_Exercise requirements:_ Print all of the lines exactly. Any picture among them stays out.

_Data shown:_
— Start —

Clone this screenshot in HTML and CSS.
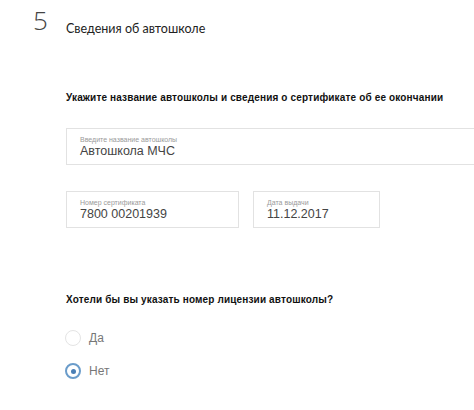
FILE: index.html
```html
<!DOCTYPE html>
<html>
<head>
  <meta charset="utf-8">
  <title>Сведения об автошколе</title>
  <link rel="stylesheet" href="styles.css">
</head>
<body>
  <div class="step">
    <div class="step-num">5</div>
    <h2 class="step-title">Сведения об автошколе</h2>
  </div>

  <div class="section">
    <p class="question">Укажите название автошколы и сведения о сертификате об ее окончании</p>

    <div class="field field-wide">
      <span class="field-label">Введите название автошколы</span>
      <span class="field-value">Автошкола МЧС</span>
    </div>

    <div class="field-row">
      <div class="field field-cert">
        <span class="field-label">Номер сертификата</span>
        <span class="field-value">7800 00201939</span>
      </div>
      <div class="field field-date">
        <span class="field-label">Дата выдачи</span>
        <span class="field-value">11.12.2017</span>
      </div>
    </div>
  </div>

  <div class="section section-license">
    <p class="question">Хотели бы вы указать номер лицензии автошколы?</p>
    <label class="radio">
      <span class="radio-mark"></span>
      <span class="radio-text">Да</span>
    </label>
    <label class="radio checked">
      <span class="radio-mark"></span>
      <span class="radio-text">Нет</span>
    </label>
  </div>
</body>
</html>
```

FILE: styles.css
```css
body {
  margin: 0;
  background-color: #fff;
  font-family: "Liberation Sans", Arial, sans-serif;
  color: #333;
  overflow: hidden;
}

.step {
  display: flex;
  align-items: flex-start;
  padding: 5px 0 0 33px;
  height: 61px;
}

.step-num {
  font-family: "Open Sans", sans-serif;
  font-weight: 300;
  font-size: 26px;
  line-height: 30px;
  color: #444;
  width: 33px;
}

.step-title {
  margin: 16px 0 0;
  font-family: Lato, sans-serif;
  font-weight: 400;
  font-size: 12.5px;
  line-height: 16px;
  color: #222;
}

.section {
  padding-left: 66px;
}

.question {
  margin: 25px 0 0;
  font-family: "Liberation Sans", Arial, sans-serif;
  font-weight: bold;
  font-size: 10px;
  line-height: 14px;
  letter-spacing: 0.15px;
  white-space: nowrap;
  color: #111;
}

.field {
  box-sizing: border-box;
  height: 37px;
  border: 1px solid #e2e2e2;
  padding: 6px 13px 0;
  display: flex;
  flex-direction: column;
}

.field-wide {
  margin-top: 23px;
  width: 430px;
}

.field-label {
  font-size: 7px;
  line-height: 9px;
  color: #9a9a9a;
}

.field-value {
  font-size: 12.5px;
  line-height: 15px;
  color: #444;
}

.field-row {
  display: flex;
  gap: 14px;
  margin-top: 26px;
}

.field-cert {
  width: 173px;
}

.field-date {
  width: 127px;
}

.section-license {
  margin-top: 65px;
}

.radio {
  display: flex;
  align-items: center;
  height: 16px;
  margin-top: 23px;
}

.radio + .radio {
  margin-top: 17px;
}

.radio-mark {
  box-sizing: border-box;
  width: 16px;
  height: 16px;
  border: 1.5px solid #e4e4e4;
  border-radius: 50%;
  margin-left: -1px;
  margin-right: 8px;
  display: flex;
  align-items: center;
  justify-content: center;
}

.radio.checked .radio-mark {
  border: 2px solid #6a9cca;
}

.radio.checked .radio-mark::after {
  content: "";
  width: 5px;
  height: 5px;
  border-radius: 50%;
  background-color: #4a7fb5;
}

.radio-text {
  font-size: 12px;
  color: #777;
}
```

— End —

_Exercise solution:_
Clone this screenshot in HTML and CSS.
FILE: index.html
```html
<!DOCTYPE html>
<html>
<head>
  <meta charset="utf-8">
  <title>Сведения об автошколе</title>
  <link rel="stylesheet" href="styles.css">
</head>
<body>
  <div class="step">
    <div class="step-num">5</div>
    <h2 class="step-title">Сведения об автошколе</h2>
  </div>

  <div class="section">
    <p class="question">Укажите название автошколы и сведения о сертификате об ее окончании</p>

    <div class="field field-wide">
      <span class="field-label">Введите название автошколы</span>
      <span class="field-value">Автошкола МЧС</span>
    </div>

    <div class="field-row">
      <div class="field field-cert">
        <span class="field-label">Номер сертификата</span>
        <span class="field-value">7800 00201939</span>
      </div>
      <div class="field field-date">
        <span class="field-label">Дата выдачи</span>
        <span class="field-value">11.12.2017</span>
      </div>
    </div>
  </div>

  <div class="section section-license">
    <p class="question">Хотели бы вы указать номер лицензии автошколы?</p>
    <label class="radio">
      <span class="radio-mark"></span>
      <span class="radio-text">Да</span>
    </label>
    <label class="radio checked">
      <span class="radio-mark"></span>
      <span class="radio-text">Нет</span>
    </label>
  </div>
</body>
</html>
```

FILE: styles.css
```css
body {
  margin: 0;
  background-color: #fff;
  font-family: "Liberation Sans", Arial, sans-serif;
  color: #333;
  overflow: hidden;
}

.step {
  display: flex;
  align-items: flex-start;
  padding: 5px 0 0 33px;
  height: 61px;
}

.step-num {
  font-family: "Open Sans", sans-serif;
  font-weight: 300;
  font-size: 26px;
  line-height: 30px;
  color: #444;
  width: 33px;
}

.step-title {
  margin: 16px 0 0;
  font-family: Lato, sans-serif;
  font-weight: 400;
  font-size: 12.5px;
  line-height: 16px;
  color: #222;
}

.section {
  padding-left: 66px;
}

.question {
  margin: 25px 0 0;
  font-family: "Liberation Sans", Arial, sans-serif;
  font-weight: bold;
  font-size: 10px;
  line-height: 14px;
  letter-spacing: 0.15px;
  white-space: nowrap;
  color: #111;
}

.field {
  box-sizing: border-box;
  height: 37px;
  border: 1px solid #e2e2e2;
  padding: 6px 13px 0;
  display: flex;
  flex-direction: column;
}

.field-wide {
  margin-top: 23px;
  width: 430px;
}

.field-label {
  font-size: 7px;
  line-height: 9px;
  color: #9a9a9a;
}

.field-value {
  font-size: 12.5px;
  line-height: 15px;
  color: #444;
}

.field-row {
  display: flex;
  gap: 14px;
  margin-top: 26px;
}

.field-cert {
  width: 173px;
}

.field-date {
  width: 127px;
}

.section-license {
  margin-top: 65px;
}

.radio {
  display: flex;
  align-items: center;
  height: 16px;
  margin-top: 23px;
}

.radio + .radio {
  margin-top: 17px;
}

.radio-mark {
  box-sizing: border-box;
  width: 16px;
  height: 16px;
  border: 1.5px solid #e4e4e4;
  border-radius: 50%;
  margin-left: -1px;
  margin-right: 8px;
  display: flex;
  align-items: center;
  justify-content: center;
}

.radio.checked .radio-mark {
  border: 2px solid #6a9cca;
}

.radio.checked .radio-mark::after {
  content: "";
  width: 5px;
  height: 5px;
  border-radius: 50%;
  background-color: #4a7fb5;
}

.radio-text {
  font-size: 12px;
  color: #777;
}
```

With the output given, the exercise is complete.